Law enforcement officials and prosecutors in Mexico say the nation's vicious drug cartels dominate the production of black market CDs and DVD movies.
A study from the American Chamber of Commerce of Mexico, a group representing U.S. business interests, says Mexicans each year buy $75 billion worth of knockoff DVDs, computer software, designer clothing, food, whiskey and other items.
Other studies place the figure of Mexico's black market sales at $20 billion to $50 billion.
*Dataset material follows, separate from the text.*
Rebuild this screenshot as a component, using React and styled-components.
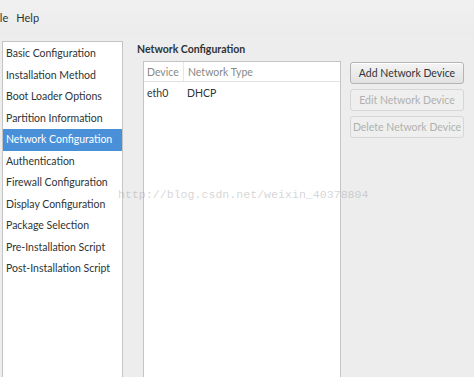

Mexico's largest legal source of revenue is petroleum, which generates revenues of $25 billion a year.
The survey also found that most Mexicans knowingly and willingly purchase knockoff products: 88 percent of Mexicans, according to the report, bought at least one pirated item in the past year, and 12 percent of those surveyed said they buy pirata at least once a week.
The Chamber's report assumes that a pirated DVD that sells on the street in Guadalajara for $1 is worth its actual retail price of $18 to $20.
"We are dealing with a great problem," says Mike Margain, vice president of the Chamber of Commerce's intellectual property committee.
Whatever the exact number, it totals in the billions of dollars and affects the country by reducing the government's badly needed tax revenues and providing profits to organized crime, Margain says.
"It's an economic and also social problem," he says.